[BEGIN]

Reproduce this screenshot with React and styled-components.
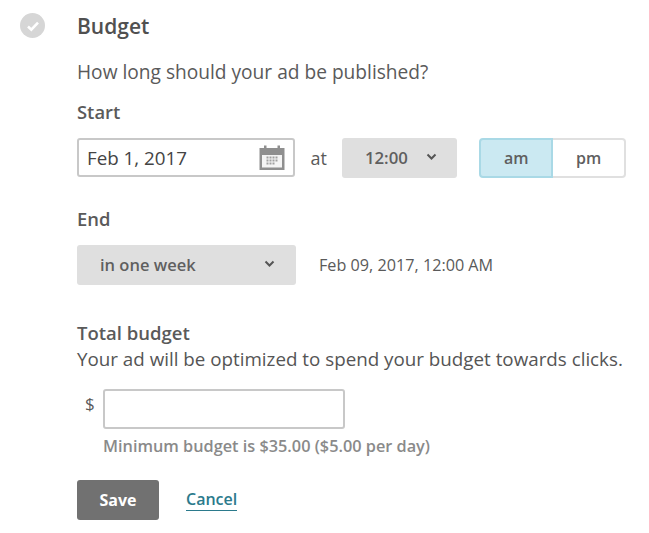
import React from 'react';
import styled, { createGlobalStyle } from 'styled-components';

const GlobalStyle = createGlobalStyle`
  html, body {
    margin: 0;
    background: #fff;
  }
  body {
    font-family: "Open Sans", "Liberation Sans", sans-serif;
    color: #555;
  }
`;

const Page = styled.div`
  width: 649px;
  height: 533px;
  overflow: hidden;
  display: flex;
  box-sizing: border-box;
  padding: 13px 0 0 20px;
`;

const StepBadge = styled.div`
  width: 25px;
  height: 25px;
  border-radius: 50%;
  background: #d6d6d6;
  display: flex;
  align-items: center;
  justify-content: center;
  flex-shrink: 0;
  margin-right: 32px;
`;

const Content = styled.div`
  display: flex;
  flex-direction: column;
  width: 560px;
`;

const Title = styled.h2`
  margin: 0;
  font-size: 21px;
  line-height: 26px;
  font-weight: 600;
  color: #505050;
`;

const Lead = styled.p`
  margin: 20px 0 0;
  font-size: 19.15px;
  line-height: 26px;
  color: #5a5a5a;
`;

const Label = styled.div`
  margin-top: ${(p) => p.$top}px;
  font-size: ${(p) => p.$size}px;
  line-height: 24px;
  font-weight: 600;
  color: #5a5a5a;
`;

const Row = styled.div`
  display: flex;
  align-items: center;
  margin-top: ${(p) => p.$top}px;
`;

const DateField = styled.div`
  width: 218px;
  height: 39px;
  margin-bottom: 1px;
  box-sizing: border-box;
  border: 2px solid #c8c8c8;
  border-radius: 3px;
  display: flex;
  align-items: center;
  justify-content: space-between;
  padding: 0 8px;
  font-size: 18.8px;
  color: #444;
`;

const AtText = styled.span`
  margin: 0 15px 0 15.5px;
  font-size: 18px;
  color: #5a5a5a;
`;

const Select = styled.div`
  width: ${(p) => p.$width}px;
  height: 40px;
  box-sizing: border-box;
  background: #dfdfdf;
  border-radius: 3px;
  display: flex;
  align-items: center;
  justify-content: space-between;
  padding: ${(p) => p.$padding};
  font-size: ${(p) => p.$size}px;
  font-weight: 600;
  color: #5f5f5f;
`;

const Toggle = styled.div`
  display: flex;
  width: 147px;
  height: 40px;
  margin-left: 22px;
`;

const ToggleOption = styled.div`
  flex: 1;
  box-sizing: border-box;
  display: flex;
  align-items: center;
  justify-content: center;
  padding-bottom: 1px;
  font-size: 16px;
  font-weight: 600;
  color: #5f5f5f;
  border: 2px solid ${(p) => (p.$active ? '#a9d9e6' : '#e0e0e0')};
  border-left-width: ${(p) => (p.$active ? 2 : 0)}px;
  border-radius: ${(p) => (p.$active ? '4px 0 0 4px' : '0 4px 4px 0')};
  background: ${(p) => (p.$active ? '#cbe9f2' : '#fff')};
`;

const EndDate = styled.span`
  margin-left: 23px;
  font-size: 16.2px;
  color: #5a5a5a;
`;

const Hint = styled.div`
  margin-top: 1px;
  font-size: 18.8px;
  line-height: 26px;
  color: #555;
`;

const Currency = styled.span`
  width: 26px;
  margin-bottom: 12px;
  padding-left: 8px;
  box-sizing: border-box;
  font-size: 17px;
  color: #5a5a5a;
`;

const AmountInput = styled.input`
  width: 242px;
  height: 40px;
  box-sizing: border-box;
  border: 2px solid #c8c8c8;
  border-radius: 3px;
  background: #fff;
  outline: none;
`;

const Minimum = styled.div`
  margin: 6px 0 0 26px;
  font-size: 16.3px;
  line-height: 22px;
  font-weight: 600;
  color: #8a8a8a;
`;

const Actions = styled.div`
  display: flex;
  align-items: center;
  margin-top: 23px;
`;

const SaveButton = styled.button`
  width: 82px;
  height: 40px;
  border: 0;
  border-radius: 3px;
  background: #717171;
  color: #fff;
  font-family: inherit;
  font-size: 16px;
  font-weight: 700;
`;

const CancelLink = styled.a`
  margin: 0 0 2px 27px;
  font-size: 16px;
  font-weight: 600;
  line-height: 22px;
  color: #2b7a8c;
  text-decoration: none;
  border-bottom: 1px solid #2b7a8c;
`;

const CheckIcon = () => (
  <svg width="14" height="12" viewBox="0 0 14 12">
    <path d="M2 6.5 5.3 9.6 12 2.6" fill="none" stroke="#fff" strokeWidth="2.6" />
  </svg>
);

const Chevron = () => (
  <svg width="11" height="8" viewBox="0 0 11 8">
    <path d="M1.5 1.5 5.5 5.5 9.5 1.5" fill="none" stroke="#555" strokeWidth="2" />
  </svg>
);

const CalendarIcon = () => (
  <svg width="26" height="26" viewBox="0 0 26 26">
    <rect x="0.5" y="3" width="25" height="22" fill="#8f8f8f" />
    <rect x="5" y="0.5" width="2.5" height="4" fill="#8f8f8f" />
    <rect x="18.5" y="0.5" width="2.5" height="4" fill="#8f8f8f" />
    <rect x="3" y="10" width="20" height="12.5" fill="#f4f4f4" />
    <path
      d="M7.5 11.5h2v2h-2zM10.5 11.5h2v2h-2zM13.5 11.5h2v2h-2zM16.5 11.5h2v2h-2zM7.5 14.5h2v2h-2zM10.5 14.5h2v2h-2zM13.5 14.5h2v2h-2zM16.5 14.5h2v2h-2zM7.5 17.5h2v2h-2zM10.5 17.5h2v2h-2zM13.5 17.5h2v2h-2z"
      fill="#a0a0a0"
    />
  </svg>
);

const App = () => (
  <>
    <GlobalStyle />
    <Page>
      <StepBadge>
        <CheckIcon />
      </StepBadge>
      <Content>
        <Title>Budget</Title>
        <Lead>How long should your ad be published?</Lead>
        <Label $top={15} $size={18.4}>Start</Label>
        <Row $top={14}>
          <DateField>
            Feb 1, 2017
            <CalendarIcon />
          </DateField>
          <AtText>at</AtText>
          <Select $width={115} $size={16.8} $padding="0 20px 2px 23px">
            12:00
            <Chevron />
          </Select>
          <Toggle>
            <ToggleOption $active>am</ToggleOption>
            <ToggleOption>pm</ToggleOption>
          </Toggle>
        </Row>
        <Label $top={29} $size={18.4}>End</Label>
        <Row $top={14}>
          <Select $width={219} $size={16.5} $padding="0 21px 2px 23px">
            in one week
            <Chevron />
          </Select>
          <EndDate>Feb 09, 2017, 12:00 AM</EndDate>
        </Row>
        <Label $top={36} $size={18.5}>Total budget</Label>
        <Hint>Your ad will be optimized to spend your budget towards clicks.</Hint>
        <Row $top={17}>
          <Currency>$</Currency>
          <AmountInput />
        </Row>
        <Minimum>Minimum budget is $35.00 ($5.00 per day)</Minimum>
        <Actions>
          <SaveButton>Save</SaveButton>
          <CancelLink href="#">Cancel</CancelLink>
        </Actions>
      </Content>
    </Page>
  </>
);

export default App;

[END]

In the material above, find each line that contains the word "components", and select it.

Reproduce this screenshot with React and styled-components.
import styled, { createGlobalStyle } from 'styled-components';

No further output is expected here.